- [What to produce] Stop at the line containing "right-0 top-[2px] h-[170px]": repeat exactly every line of the entries below from the first up to it, plus that line, with pictures omitted.

[begin Dataset excerpts]

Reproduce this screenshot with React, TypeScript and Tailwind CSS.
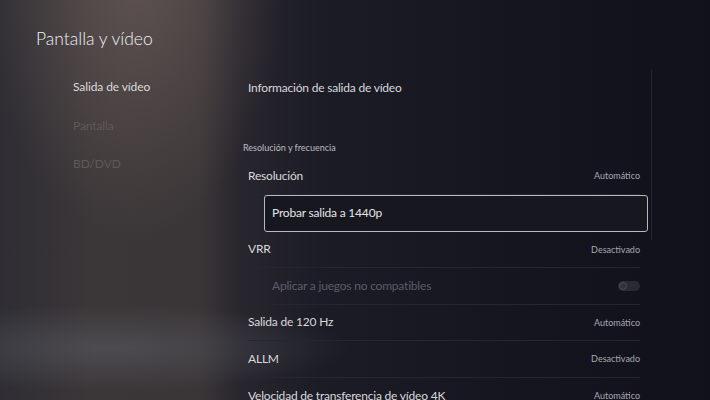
const menu = [
  { label: "Salida de vídeo", active: true },
  { label: "Pantalla", active: false },
  { label: "BD/DVD", active: false },
];

function Row({
  label,
  value,
  indent = false,
  dim = false,
  last = false,
  children,
}: {
  label: string;
  value?: string;
  indent?: boolean;
  dim?: boolean;
  last?: boolean;
  children?: React.ReactNode;
}) {
  return (
    <div
      className={`flex h-[36.5px] items-center justify-between ${indent ? "ml-[24px]" : ""} ${
        last ? "" : "border-b border-[#262632]"
      }`}
    >
      <span className={`text-[12px] tracking-[-0.2px] ${dim ? "text-[#5c5c66]" : "text-[#d8d8dd]"}`}>
        {label}
      </span>
      {value && <span className="text-[9px] text-[#a8a8b0]">{value}</span>}
      {children}
    </div>
  );
}

export default function App() {
  return (
    <div
      className="relative flex h-[400px] w-[710px] flex-col overflow-hidden bg-[radial-gradient(ellipse_150px_270px_at_135px_-30px,rgba(130,112,106,0.5),transparent),radial-gradient(ellipse_240px_44px_at_110px_348px,rgba(95,97,106,0.5),transparent),linear-gradient(90deg,#2f2e34_0px,#3b3638_90px,#3a3537_200px,#28262d_240px,#1c1c26_320px,#15151f_520px,#11111b_710px)]"
      style={{ fontFamily: 'Lato, "Noto Sans", sans-serif' }}
    >
      <header className="h-[68px] shrink-0 pl-[36px] pt-[27px]">
        <h1 className="text-[17.5px] font-light leading-[24px] text-[#f0f0f2]">Pantalla y vídeo</h1>
      </header>

      <div className="flex flex-1">
        <nav className="w-[240px] shrink-0 pl-[73px]">
          {menu.map((m) => (
            <div
              key={m.label}
              className={`flex h-[38.5px] items-center text-[12px] tracking-[-0.1px] ${
                m.active ? "text-[#dcdada]" : "text-[#5f5959]"
              }`}
            >
              {m.label}
            </div>
          ))}
        </nav>

        <main className="relative w-[412px] shrink-0">
          <div className="absolute right-0 top-[2px] h-[170px] w-px bg-[#262633]" />

          <div className="ml-[8px] mr-[12px] flex h-[39px] items-center text-[12px] tracking-[-0.2px] text-[#d8d8dd]">
            Información de salida de vídeo
          </div>

          <div className="mt-[33px] flex h-[16px] items-center pl-[3px] text-[9px] text-[#bcbcc2]">
            Resolución y frecuencia
          </div>

          <div className="ml-[8px] mr-[12px] mt-[2px]">
            <Row label="Resolución" value="Automático" />
            <div className="-mr-[8px] ml-[16px] flex h-[37px] items-center rounded-[3px] border-[1.5px] border-[#b9b9c0] bg-[#17171f] pl-[7px] text-[12px] tracking-[-0.2px] text-[#e4e4e8]">
              Probar salida a 1440p
            </div>
            <Row label="VRR" value="Desactivado" />
            <Row label="Aplicar a juegos no compatibles" indent dim>
              <span className="flex h-[10px] w-[22px] items-center rounded-full bg-[#2a2a34] pl-[1px]">
                <span className="h-[8px] w-[8px] rounded-full border border-[#4c4c58] bg-[#31313b]" />
              </span>
            </Row>
            <Row label="Salida de 120 Hz" value="Automático" />
            <Row label="ALLM" value="Desactivado" />
            <Row label="Velocidad de transferencia de vídeo 4K" value="Automático" last />
          </div>
        </main>
      </div>
    </div>
  );
}
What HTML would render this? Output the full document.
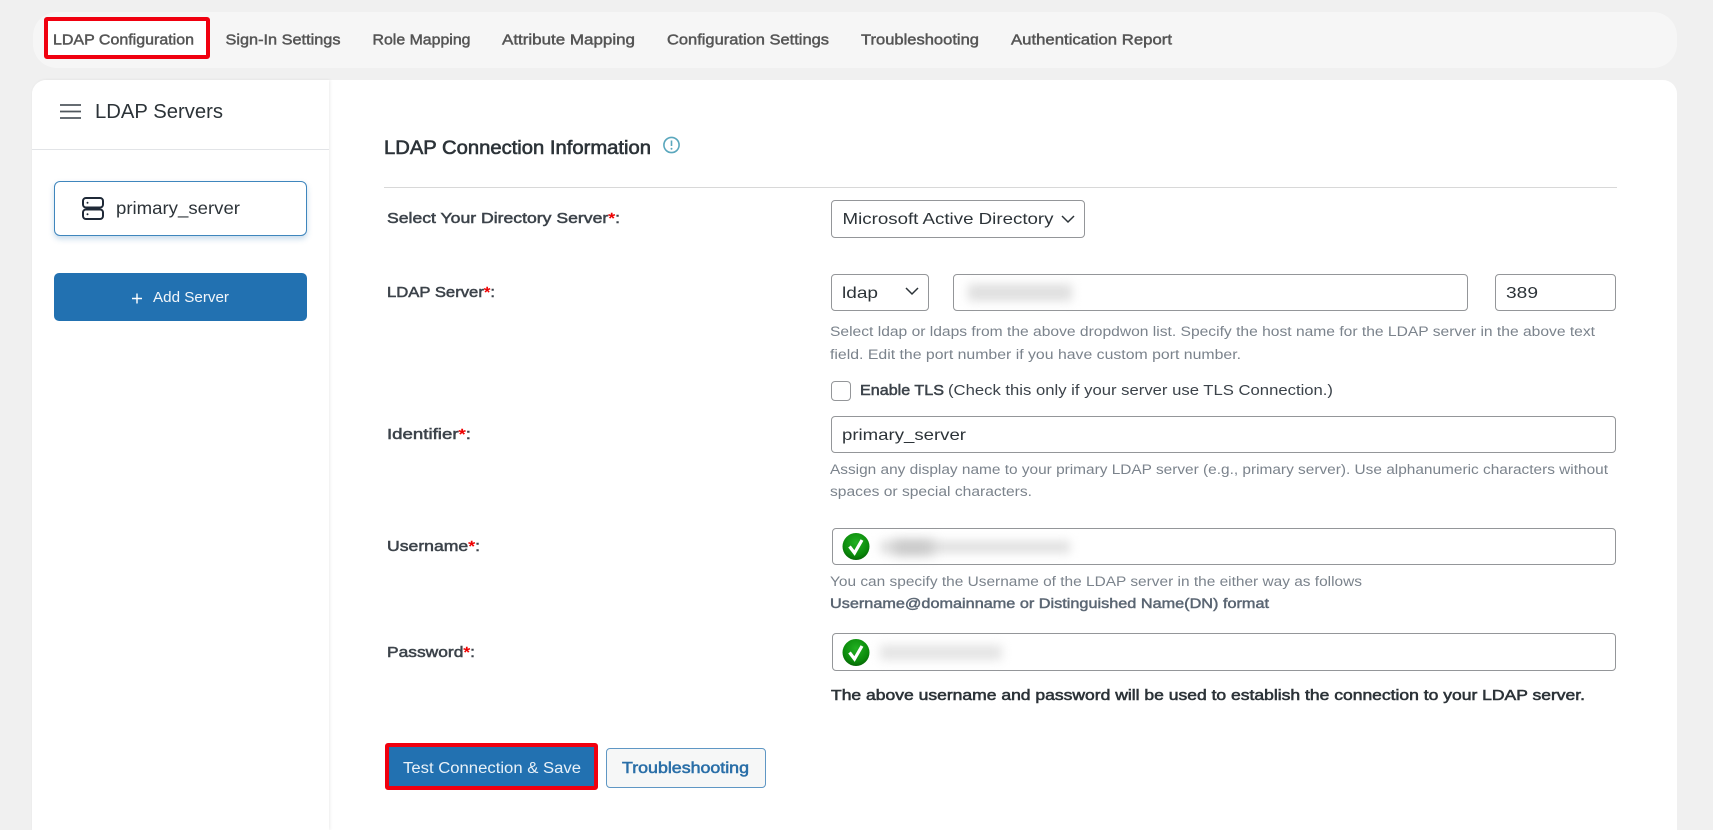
<!DOCTYPE html>
<html lang="en">
<head>
<meta charset="utf-8">
<title>LDAP Configuration</title>
<style>
html,body{margin:0;padding:0;width:1713px;height:830px;overflow:hidden;background:#f0f0f0;font-family:"Liberation Sans",sans-serif}
.a{position:absolute;box-sizing:border-box}
.in{background:#fff;border:1px solid #949699;border-radius:4px}
.blur{background:#dfdfdf;filter:blur(5px)}
svg.t{position:absolute;left:0;top:0;display:block}
svg.t text{font-family:"Liberation Sans",sans-serif;white-space:pre}
.nav{font-size:14.5px;fill:#555;stroke:#555;stroke-width:.45px}
.lab{font-size:14.5px;fill:#3c434a;stroke:#3c434a;stroke-width:.5px}
.help{font-size:13.5px;fill:#7b838c}
.val{font-size:16px;fill:#2c3338}
.red{fill:#e00;stroke:#e00}
</style>
</head>
<body>
<div class="a" style="left:33px;top:12px;width:1644px;height:56px;background:#f6f6f6;border-radius:24px"></div>
<div class="a" style="left:44px;top:17px;width:166px;height:42px;background:#fff;border:4px solid #f0000f;border-radius:3px"></div>

<div class="a" style="left:32px;top:80px;width:1645px;height:750px;background:#fff;border-radius:14px 14px 0 0"></div>
<div class="a" style="left:32px;top:80px;width:297px;height:750px;background:#fff;border-radius:14px 0 0 0;box-shadow:1px 0 3px rgba(0,0,0,.08)"></div>
<div class="a" style="left:32px;top:149px;width:297px;height:1px;background:#e2e4e7"></div>

<div class="a" style="left:54px;top:181px;width:253px;height:55px;background:#fff;border:1px solid #3f86bd;border-radius:6px;box-shadow:0 3px 6px rgba(34,113,177,.25)"></div>
<div class="a" style="left:54px;top:273px;width:253px;height:48px;background:#2271b1;border-radius:5px"></div>

<div class="a" style="left:384px;top:187px;width:1233px;height:1px;background:#d8d8d8"></div>

<div class="a in" style="left:831px;top:200px;width:254px;height:38px"></div>
<div class="a in" style="left:831px;top:274px;width:98px;height:37px"></div>
<div class="a in" style="left:953px;top:274px;width:515px;height:37px"></div>
<div class="a in" style="left:1495px;top:274px;width:121px;height:37px"></div>
<div class="a blur" style="left:968px;top:284px;width:104px;height:17px"></div>
<div class="a" style="left:831px;top:381px;width:20px;height:20px;background:#fff;border:1px solid #949699;border-radius:4px"></div>
<div class="a in" style="left:831px;top:416px;width:785px;height:37px"></div>
<div class="a in" style="left:832px;top:528px;width:784px;height:37px"></div>
<div class="a blur" style="left:880px;top:541px;width:190px;height:12px"></div>
<div class="a" style="left:893px;top:541px;width:40px;height:13px;background:#c4c4c4;filter:blur(6px)"></div>
<div class="a in" style="left:832px;top:633px;width:784px;height:38px"></div>
<div class="a blur" style="left:880px;top:645px;width:122px;height:15px;background:#e4e4e4"></div>

<div class="a" style="left:385px;top:743px;width:213px;height:47px;background:#2271b1;border:4px solid #f0000f;border-radius:3px"></div>
<div class="a" style="left:606px;top:748px;width:160px;height:40px;background:#f6f7f7;border:1px solid #5f97c4;border-radius:4px"></div>

<svg class="t" width="1713" height="830" viewBox="0 0 1713 830" xmlns="http://www.w3.org/2000/svg">
<defs>
<radialGradient id="g" cx="50%" cy="35%" r="68%"><stop offset="0" stop-color="#22b022"/><stop offset=".7" stop-color="#0b8a0b"/><stop offset="1" stop-color="#056105"/></radialGradient>
</defs>
<text class="nav" x="53" y="44.5" textLength="141" lengthAdjust="spacingAndGlyphs">LDAP Configuration</text>
<text class="nav" x="225.5" y="44.5" textLength="115" lengthAdjust="spacingAndGlyphs">Sign-In Settings</text>
<text class="nav" x="372.5" y="44.5" textLength="98" lengthAdjust="spacingAndGlyphs">Role Mapping</text>
<text class="nav" x="502" y="44.5" textLength="133" lengthAdjust="spacingAndGlyphs">Attribute Mapping</text>
<text class="nav" x="667" y="44.5" textLength="162" lengthAdjust="spacingAndGlyphs">Configuration Settings</text>
<text class="nav" x="861" y="44.5" textLength="118" lengthAdjust="spacingAndGlyphs">Troubleshooting</text>
<text class="nav" x="1011" y="44.5" textLength="161" lengthAdjust="spacingAndGlyphs">Authentication Report</text>

<path d="M60 105H81M60 111.5H81M60 118H81" stroke="#50575e" stroke-width="1.7" fill="none"/>
<text x="95" y="118" font-size="20.5" fill="#2c3338" textLength="128" lengthAdjust="spacingAndGlyphs">LDAP Servers</text>

<g fill="none" stroke="#1f2937" stroke-width="2">
<rect x="83" y="198" width="20" height="9.5" rx="3"/>
<rect x="83" y="209.5" width="20" height="9.5" rx="3"/>
</g>
<circle cx="87.5" cy="202.7" r="1" fill="#1f2937"/><circle cx="87.5" cy="214.2" r="1" fill="#1f2937"/>
<text x="116" y="214" font-size="17.5" fill="#2c3338" textLength="124" lengthAdjust="spacingAndGlyphs">primary_server</text>

<path d="M132 298.5H142M137 293.5V303.5" stroke="#fff" stroke-width="1.4"/>
<text x="153" y="302" font-size="15" fill="#f2f6fa" textLength="76" lengthAdjust="spacingAndGlyphs">Add Server</text>

<text x="384" y="154" font-size="19" fill="#2c3338" stroke="#2c3338" stroke-width=".6" textLength="267" lengthAdjust="spacingAndGlyphs">LDAP Connection Information</text>
<circle cx="671.5" cy="145" r="7.6" fill="none" stroke="#5aa7bd" stroke-width="1.6"/>
<path d="M671.5 140.5V146" stroke="#5aa7bd" stroke-width="1.6"/><circle cx="671.5" cy="148.7" r="1" fill="#5aa7bd"/>

<text class="lab" x="387" y="223" textLength="233" lengthAdjust="spacingAndGlyphs">Select Your Directory Server<tspan class="red">*</tspan>:</text>
<text class="lab" x="387" y="297" textLength="108" lengthAdjust="spacingAndGlyphs">LDAP Server<tspan class="red">*</tspan>:</text>
<text class="lab" x="387" y="439" textLength="84" lengthAdjust="spacingAndGlyphs">Identifier<tspan class="red">*</tspan>:</text>
<text class="lab" x="387" y="551" textLength="93" lengthAdjust="spacingAndGlyphs">Username<tspan class="red">*</tspan>:</text>
<text class="lab" x="387" y="657" textLength="88" lengthAdjust="spacingAndGlyphs">Password<tspan class="red">*</tspan>:</text>

<text class="val" x="842.5" y="224" textLength="211" lengthAdjust="spacingAndGlyphs">Microsoft Active Directory</text>
<path d="M1062 216l6 6 6-6" fill="none" stroke="#2c3338" stroke-width="1.5"/>
<text class="val" x="842" y="298" textLength="36" lengthAdjust="spacingAndGlyphs">ldap</text>
<path d="M906 288l6 6 6-6" fill="none" stroke="#2c3338" stroke-width="1.5"/>
<text class="val" x="1506" y="298" textLength="32" lengthAdjust="spacingAndGlyphs">389</text>

<text class="help" x="830" y="336" textLength="765" lengthAdjust="spacingAndGlyphs">Select ldap or ldaps from the above dropdwon list. Specify the host name for the LDAP server in the above text</text>
<text class="help" x="830" y="359" textLength="411" lengthAdjust="spacingAndGlyphs">field. Edit the port number if you have custom port number.</text>

<text x="860" y="395" font-size="14.5" fill="#3c434a" stroke="#3c434a" stroke-width=".5" textLength="84" lengthAdjust="spacingAndGlyphs">Enable TLS</text>
<text x="948" y="395" font-size="14.5" fill="#3c434a" textLength="385" lengthAdjust="spacingAndGlyphs">(Check this only if your server use TLS Connection.)</text>

<text class="val" x="842" y="440" textLength="124" lengthAdjust="spacingAndGlyphs">primary_server</text>
<text class="help" x="830" y="474" textLength="778" lengthAdjust="spacingAndGlyphs">Assign any display name to your primary LDAP server (e.g., primary server). Use alphanumeric characters without</text>
<text class="help" x="830" y="496" textLength="202" lengthAdjust="spacingAndGlyphs">spaces or special characters.</text>

<circle cx="856" cy="546.5" r="13.5" fill="url(#g)"/>
<path d="M849.5 546.5l5 6.5 7.5-13" fill="none" stroke="#fff" stroke-width="3.2"/>
<text class="help" x="830" y="586" textLength="532" lengthAdjust="spacingAndGlyphs">You can specify the Username of the LDAP server in the either way as follows</text>
<text x="830" y="608" font-size="13.5" fill="#5b6673" stroke="#5b6673" stroke-width=".45" textLength="439" lengthAdjust="spacingAndGlyphs">Username@domainname or Distinguished Name(DN) format</text>

<circle cx="856" cy="652.5" r="13.5" fill="url(#g)"/>
<path d="M849.5 652.5l5 6.5 7.5-13" fill="none" stroke="#fff" stroke-width="3.2"/>
<text x="831" y="700" font-size="14.5" fill="#2c3338" stroke="#2c3338" stroke-width=".55" textLength="754" lengthAdjust="spacingAndGlyphs">The above username and password will be used to establish the connection to your LDAP server.</text>

<text x="403" y="773" font-size="15.5" fill="#e8f1f8" textLength="178" lengthAdjust="spacingAndGlyphs">Test Connection &amp; Save</text>
<text x="622" y="773" font-size="15.5" fill="#2a6fa8" stroke="#2a6fa8" stroke-width=".55" textLength="127" lengthAdjust="spacingAndGlyphs">Troubleshooting</text>
</svg>
</body>
</html>
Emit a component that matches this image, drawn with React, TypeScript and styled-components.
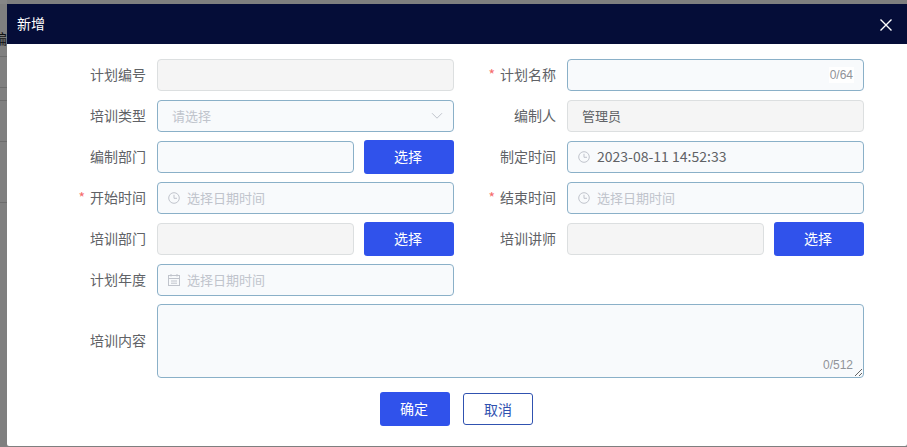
import React from 'react';
import styled, { createGlobalStyle } from 'styled-components';

const GlobalStyle = createGlobalStyle`
  html, body {
    margin: 0;
    padding: 0;
    height: 100%;
    overflow: hidden;
    background: #7f7f7f;
    font-family: "Noto Sans CJK SC", "Noto Sans", sans-serif;
  }
  * {
    box-sizing: border-box;
  }
`;

const Page = styled.div`
  position: relative;
  width: 907px;
  height: 447px;
  overflow: hidden;
  background: #7f7f7f;
`;

const BackRows = styled.div`
  width: 7px;
  padding-top: 4px;
  border-top: 4px solid #868686;
  overflow: hidden;
`;

const BackRow = styled.div<{ $height: number }>`
  height: ${p => p.$height}px;
  display: flex;
  justify-content: flex-end;
  align-items: flex-end;
  padding-bottom: 8px;
  border-bottom: 1px solid #6c6c6c;
  color: #111;
  font-size: 14px;
  white-space: nowrap;
`;

const Dialog = styled.div`
  position: absolute;
  left: 7px;
  top: 4px;
  width: 900px;
  height: 442px;
  background: #fff;
  border-radius: 0 0 2px 2px;
`;

const Header = styled.div`
  height: 40px;
  display: flex;
  align-items: center;
  justify-content: space-between;
  padding: 0 15px 0 10px;
  background: #050d38;
  color: #fff;
  font-size: 14px;
`;

const Title = styled.span`
  margin-top: -2px;
`;

const CloseButton = styled.button`
  display: flex;
  margin-top: 2px;
  padding: 0;
  border: 0;
  background: none;
  color: #fff;
`;

const Form = styled.form`
  display: grid;
  grid-template-columns: 397px 397px;
  column-gap: 13px;
  row-gap: 9px;
  padding: 15px 0 0 50px;
`;

const Field = styled.div<{ $wide?: boolean }>`
  display: grid;
  grid-template-columns: 90px 1fr;
  column-gap: 10px;
  align-items: center;
  ${p => p.$wide && 'grid-column: 1 / -1; margin-top: -1px;'}
`;

const Label = styled.label<{ $required?: boolean }>`
  padding-right: 1px;
  padding-bottom: 2px;
  text-align: right;
  color: #606266;
  font-size: 14px;
  line-height: 30px;
  white-space: nowrap;
  ${p => p.$required && `
    &::before {
      content: "*";
      color: #f56c6c;
      margin-right: 5px;
    }
  `}
`;

const Control = styled.div`
  position: relative;
  display: flex;
  align-items: center;
  gap: 10px;
  height: 32px;
`;

const TextInput = styled.input<{ $icon?: boolean; $large?: boolean }>`
  flex: 1;
  min-width: 0;
  width: 100%;
  height: 32px;
  padding: 0 15px 2px ${p => (p.$icon ? 29 : 14)}px;
  border: 1px solid #8ab0c8;
  border-radius: 4px;
  outline: none;
  background: #f8fafc;
  color: #606266;
  font-family: inherit;
  font-size: ${p => (p.$large ? 14 : 13)}px;

  &::placeholder {
    color: #c0c4cc;
    opacity: 1;
  }

  &:disabled {
    background: #f5f5f5;
    border-color: #dcdfe0;
    color: #606266;
    -webkit-text-fill-color: #606266;
  }
`;

const IconSlot = styled.span`
  position: absolute;
  left: 11px;
  top: 10px;
  display: flex;
  color: #c0c4cc;
`;

const ArrowSlot = styled.span`
  position: absolute;
  right: 11px;
  top: 12px;
  display: flex;
  color: #c0c4cc;
`;

const Counter = styled.span`
  position: absolute;
  right: 10px;
  top: 8px;
  padding: 0 1px;
  background: #fff;
  color: #909399;
  font-family: "Liberation Sans", Arial, sans-serif;
  font-size: 12px;
  line-height: 16px;
`;

const PickButton = styled.button`
  flex: none;
  width: 90px;
  height: 34px;
  padding: 0 2px 2px 0;
  border: 0;
  border-radius: 3px;
  background: #3052eb;
  color: #fff;
  font-family: inherit;
  font-size: 14px;
`;

const AreaControl = styled.div`
  position: relative;
  display: flex;
  height: 74px;
`;

const TextArea = styled.textarea`
  width: 100%;
  height: 74px;
  padding: 5px 15px;
  border: 1px solid #8ab0c8;
  border-radius: 4px;
  outline: none;
  background: #f8fafc;
  font-family: inherit;
  font-size: 14px;
  resize: both;
`;

const AreaCounter = styled(Counter)`
  top: auto;
  bottom: 5px;
  background: none;
`;

const Footer = styled.div`
  display: flex;
  align-items: center;
  justify-content: center;
  gap: 13px;
  margin-top: 14px;
  padding-right: 1px;
`;

const OkButton = styled.button`
  width: 70px;
  height: 34px;
  padding: 0 2px 2px 0;
  border: 0;
  border-radius: 3px;
  background: #3052eb;
  color: #fff;
  font-family: inherit;
  font-size: 14px;
`;

const CancelButton = styled.button`
  width: 70px;
  height: 32px;
  padding: 0 0 1px;
  border: 1px solid #3052b0;
  border-radius: 3px;
  background: #fff;
  color: #3052b0;
  font-family: inherit;
  font-size: 14px;
`;

const ClockIcon = () => (
  <svg width="12" height="12" viewBox="0 0 12 12" fill="none" stroke="currentColor" strokeWidth="1">
    <circle cx="6" cy="6" r="5.3" />
    <path d="M6 2.8V6.3H9" />
  </svg>
);

const CalendarIcon = () => (
  <svg width="12" height="12" viewBox="0 0 12 12" fill="none" stroke="currentColor" strokeWidth="1">
    <rect x="0.5" y="1.5" width="11" height="10" />
    <path d="M0.5 4.5H11.5M3 0V2.5M9 0V2.5M3 7H9M3 9.2H9" />
  </svg>
);

const ChevronIcon = () => (
  <svg width="12" height="8" viewBox="0 0 12 8" fill="none" stroke="currentColor" strokeWidth="1">
    <path d="M1 1.2L6 6.2L11 1.2" />
  </svg>
);

const App: React.FC = () => {
  return (
    <Page>
      <GlobalStyle />
      <BackRows>
        <BackRow $height={49}>编</BackRow>
        <BackRow $height={31} />
        <BackRow $height={13} />
        <BackRow $height={41} />
        <BackRow $height={61} />
      </BackRows>
      <Dialog>
        <Header>
          <Title>新增</Title>
          <CloseButton type="button" aria-label="关闭">
            <svg width="12" height="12" viewBox="0 0 12 12" fill="none" stroke="currentColor" strokeWidth="1.4">
              <path d="M0.5 0.5L11.5 11.5M11.5 0.5L0.5 11.5" />
            </svg>
          </CloseButton>
        </Header>
        <Form>
          <Field>
            <Label>计划编号</Label>
            <Control><TextInput disabled /></Control>
          </Field>
          <Field>
            <Label $required>计划名称</Label>
            <Control>
              <TextInput />
              <Counter>0/64</Counter>
            </Control>
          </Field>
          <Field>
            <Label>培训类型</Label>
            <Control>
              <TextInput placeholder="请选择" readOnly />
              <ArrowSlot><ChevronIcon /></ArrowSlot>
            </Control>
          </Field>
          <Field>
            <Label>编制人</Label>
            <Control><TextInput disabled value="管理员" /></Control>
          </Field>
          <Field>
            <Label>编制部门</Label>
            <Control>
              <TextInput />
              <PickButton type="button">选择</PickButton>
            </Control>
          </Field>
          <Field>
            <Label>制定时间</Label>
            <Control>
              <IconSlot><ClockIcon /></IconSlot>
              <TextInput $icon $large value="2023-08-11 14:52:33" readOnly />
            </Control>
          </Field>
          <Field>
            <Label $required>开始时间</Label>
            <Control>
              <IconSlot><ClockIcon /></IconSlot>
              <TextInput $icon placeholder="选择日期时间" />
            </Control>
          </Field>
          <Field>
            <Label $required>结束时间</Label>
            <Control>
              <IconSlot><ClockIcon /></IconSlot>
              <TextInput $icon placeholder="选择日期时间" />
            </Control>
          </Field>
          <Field>
            <Label>培训部门</Label>
            <Control>
              <TextInput disabled />
              <PickButton type="button">选择</PickButton>
            </Control>
          </Field>
          <Field>
            <Label>培训讲师</Label>
            <Control>
              <TextInput disabled />
              <PickButton type="button">选择</PickButton>
            </Control>
          </Field>
          <Field>
            <Label>计划年度</Label>
            <Control>
              <IconSlot><CalendarIcon /></IconSlot>
              <TextInput $icon placeholder="选择日期时间" />
            </Control>
          </Field>
          <Field />
          <Field $wide>
            <Label>培训内容</Label>
            <AreaControl>
              <TextArea />
              <AreaCounter>0/512</AreaCounter>
            </AreaControl>
          </Field>
        </Form>
        <Footer>
          <OkButton type="button">确定</OkButton>
          <CancelButton type="button">取消</CancelButton>
        </Footer>
      </Dialog>
    </Page>
  );
};

export default App;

[end Dataset excerpts]

- [Reply to the exercise]
Reproduce this screenshot with React, TypeScript and Tailwind CSS.
const menu = [
  { label: "Salida de vídeo", active: true },
  { label: "Pantalla", active: false },
  { label: "BD/DVD", active: false },
];

function Row({
  label,
  value,
  indent = false,
  dim = false,
  last = false,
  children,
}: {
  label: string;
  value?: string;
  indent?: boolean;
  dim?: boolean;
  last?: boolean;
  children?: React.ReactNode;
}) {
  return (
    <div
      className={`flex h-[36.5px] items-center justify-between ${indent ? "ml-[24px]" : ""} ${
        last ? "" : "border-b border-[#262632]"
      }`}
    >
      <span className={`text-[12px] tracking-[-0.2px] ${dim ? "text-[#5c5c66]" : "text-[#d8d8dd]"}`}>
        {label}
      </span>
      {value && <span className="text-[9px] text-[#a8a8b0]">{value}</span>}
      {children}
    </div>
  );
}

export default function App() {
  return (
    <div
      className="relative flex h-[400px] w-[710px] flex-col overflow-hidden bg-[radial-gradient(ellipse_150px_270px_at_135px_-30px,rgba(130,112,106,0.5),transparent),radial-gradient(ellipse_240px_44px_at_110px_348px,rgba(95,97,106,0.5),transparent),linear-gradient(90deg,#2f2e34_0px,#3b3638_90px,#3a3537_200px,#28262d_240px,#1c1c26_320px,#15151f_520px,#11111b_710px)]"
      style={{ fontFamily: 'Lato, "Noto Sans", sans-serif' }}
    >
      <header className="h-[68px] shrink-0 pl-[36px] pt-[27px]">
        <h1 className="text-[17.5px] font-light leading-[24px] text-[#f0f0f2]">Pantalla y vídeo</h1>
      </header>

      <div className="flex flex-1">
        <nav className="w-[240px] shrink-0 pl-[73px]">
          {menu.map((m) => (
            <div
              key={m.label}
              className={`flex h-[38.5px] items-center text-[12px] tracking-[-0.1px] ${
                m.active ? "text-[#dcdada]" : "text-[#5f5959]"
              }`}
            >
              {m.label}
            </div>
          ))}
        </nav>

        <main className="relative w-[412px] shrink-0">
          <div className="absolute right-0 top-[2px] h-[170px] w-px bg-[#262633]" />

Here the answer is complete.